**Task to carry out**
Determine the number of lines containing the word "styles", and state that figure alone.

**Given material**
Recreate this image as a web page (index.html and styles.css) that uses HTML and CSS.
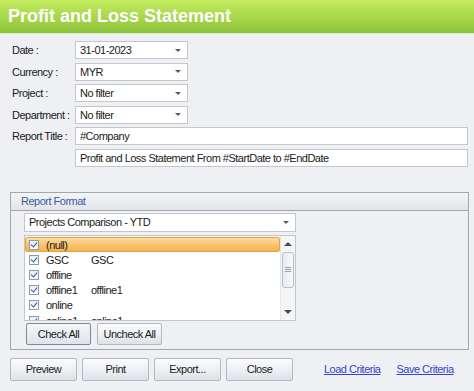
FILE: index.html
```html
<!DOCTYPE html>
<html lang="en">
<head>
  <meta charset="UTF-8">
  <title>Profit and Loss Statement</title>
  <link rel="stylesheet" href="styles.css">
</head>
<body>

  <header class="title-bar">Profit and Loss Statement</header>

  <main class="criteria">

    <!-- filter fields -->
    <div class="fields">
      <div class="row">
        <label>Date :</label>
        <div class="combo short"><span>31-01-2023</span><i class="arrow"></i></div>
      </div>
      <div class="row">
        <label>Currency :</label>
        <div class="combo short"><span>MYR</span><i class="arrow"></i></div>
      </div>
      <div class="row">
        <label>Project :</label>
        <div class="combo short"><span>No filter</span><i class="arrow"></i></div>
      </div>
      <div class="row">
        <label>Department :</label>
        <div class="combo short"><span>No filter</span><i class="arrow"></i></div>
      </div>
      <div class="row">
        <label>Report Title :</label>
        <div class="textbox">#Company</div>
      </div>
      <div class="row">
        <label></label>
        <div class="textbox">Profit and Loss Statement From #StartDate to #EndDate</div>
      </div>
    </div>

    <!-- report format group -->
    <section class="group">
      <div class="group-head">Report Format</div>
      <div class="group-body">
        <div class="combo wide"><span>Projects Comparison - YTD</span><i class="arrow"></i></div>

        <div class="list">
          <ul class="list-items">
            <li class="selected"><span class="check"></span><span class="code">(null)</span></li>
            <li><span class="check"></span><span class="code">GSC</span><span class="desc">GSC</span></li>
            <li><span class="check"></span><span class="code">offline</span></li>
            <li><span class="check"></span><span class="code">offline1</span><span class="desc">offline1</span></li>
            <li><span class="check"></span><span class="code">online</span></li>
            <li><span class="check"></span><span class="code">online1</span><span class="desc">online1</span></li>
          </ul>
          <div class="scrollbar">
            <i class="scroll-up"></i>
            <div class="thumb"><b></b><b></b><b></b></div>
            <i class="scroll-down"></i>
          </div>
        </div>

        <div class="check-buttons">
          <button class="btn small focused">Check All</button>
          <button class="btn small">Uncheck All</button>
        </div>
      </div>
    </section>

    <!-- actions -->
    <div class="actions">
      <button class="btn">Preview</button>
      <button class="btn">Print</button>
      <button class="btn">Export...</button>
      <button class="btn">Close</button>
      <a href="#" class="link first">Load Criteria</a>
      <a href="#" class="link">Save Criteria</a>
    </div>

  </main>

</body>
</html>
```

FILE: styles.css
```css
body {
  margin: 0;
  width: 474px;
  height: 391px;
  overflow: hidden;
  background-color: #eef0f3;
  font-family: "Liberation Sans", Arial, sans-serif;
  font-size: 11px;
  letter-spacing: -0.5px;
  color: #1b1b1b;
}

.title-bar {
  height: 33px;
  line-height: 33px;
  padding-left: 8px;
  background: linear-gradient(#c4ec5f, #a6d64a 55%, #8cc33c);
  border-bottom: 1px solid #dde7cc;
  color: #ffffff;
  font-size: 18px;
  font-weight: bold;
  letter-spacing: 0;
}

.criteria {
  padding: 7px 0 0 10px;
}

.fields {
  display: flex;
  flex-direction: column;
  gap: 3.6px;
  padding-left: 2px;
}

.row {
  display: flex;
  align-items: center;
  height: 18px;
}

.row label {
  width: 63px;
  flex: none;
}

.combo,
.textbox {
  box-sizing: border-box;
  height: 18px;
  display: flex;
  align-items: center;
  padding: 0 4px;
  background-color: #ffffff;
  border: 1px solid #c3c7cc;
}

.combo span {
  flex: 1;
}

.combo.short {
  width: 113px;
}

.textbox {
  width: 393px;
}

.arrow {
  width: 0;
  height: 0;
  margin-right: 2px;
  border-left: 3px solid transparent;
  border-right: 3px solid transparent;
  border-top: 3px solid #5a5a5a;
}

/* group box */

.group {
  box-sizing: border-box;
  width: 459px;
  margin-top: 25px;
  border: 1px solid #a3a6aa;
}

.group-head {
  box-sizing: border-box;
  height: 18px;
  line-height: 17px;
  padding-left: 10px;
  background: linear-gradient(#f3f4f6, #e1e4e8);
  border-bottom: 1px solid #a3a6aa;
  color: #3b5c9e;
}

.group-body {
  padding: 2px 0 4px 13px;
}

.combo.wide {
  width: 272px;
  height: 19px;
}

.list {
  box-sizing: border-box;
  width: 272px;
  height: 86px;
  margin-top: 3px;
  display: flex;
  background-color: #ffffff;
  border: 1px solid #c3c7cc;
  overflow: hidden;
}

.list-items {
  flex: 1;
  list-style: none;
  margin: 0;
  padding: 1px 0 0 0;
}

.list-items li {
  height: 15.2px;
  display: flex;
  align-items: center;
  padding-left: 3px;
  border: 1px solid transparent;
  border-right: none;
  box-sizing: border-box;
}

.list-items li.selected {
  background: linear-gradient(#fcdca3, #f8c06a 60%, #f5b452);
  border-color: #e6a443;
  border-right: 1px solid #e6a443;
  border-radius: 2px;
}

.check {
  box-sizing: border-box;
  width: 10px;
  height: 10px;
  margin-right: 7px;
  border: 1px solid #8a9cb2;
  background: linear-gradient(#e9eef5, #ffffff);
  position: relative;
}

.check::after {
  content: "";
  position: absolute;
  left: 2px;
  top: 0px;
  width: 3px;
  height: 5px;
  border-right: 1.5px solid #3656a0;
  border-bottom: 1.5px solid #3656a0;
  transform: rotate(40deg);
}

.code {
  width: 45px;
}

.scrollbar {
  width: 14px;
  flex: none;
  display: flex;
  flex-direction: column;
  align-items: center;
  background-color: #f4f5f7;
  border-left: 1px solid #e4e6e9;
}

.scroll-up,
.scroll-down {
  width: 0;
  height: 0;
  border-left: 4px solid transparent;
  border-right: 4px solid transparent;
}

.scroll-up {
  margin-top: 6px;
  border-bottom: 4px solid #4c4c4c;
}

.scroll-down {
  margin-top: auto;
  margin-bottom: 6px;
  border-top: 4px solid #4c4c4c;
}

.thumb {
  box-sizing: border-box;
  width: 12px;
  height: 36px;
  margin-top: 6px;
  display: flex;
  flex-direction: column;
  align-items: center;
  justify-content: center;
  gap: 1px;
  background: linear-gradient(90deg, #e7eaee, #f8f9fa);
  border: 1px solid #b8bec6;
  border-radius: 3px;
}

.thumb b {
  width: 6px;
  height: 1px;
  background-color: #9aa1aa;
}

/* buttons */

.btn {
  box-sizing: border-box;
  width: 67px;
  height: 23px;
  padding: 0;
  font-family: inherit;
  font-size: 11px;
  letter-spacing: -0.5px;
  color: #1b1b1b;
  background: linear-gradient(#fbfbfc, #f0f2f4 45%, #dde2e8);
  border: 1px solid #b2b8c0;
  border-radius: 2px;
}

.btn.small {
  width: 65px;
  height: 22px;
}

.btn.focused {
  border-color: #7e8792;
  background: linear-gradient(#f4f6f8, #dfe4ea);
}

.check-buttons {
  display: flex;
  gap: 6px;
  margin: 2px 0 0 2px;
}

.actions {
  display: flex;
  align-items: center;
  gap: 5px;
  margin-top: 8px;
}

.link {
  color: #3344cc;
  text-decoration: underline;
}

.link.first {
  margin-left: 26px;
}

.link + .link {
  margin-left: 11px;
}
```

**Answer to this exercise**
3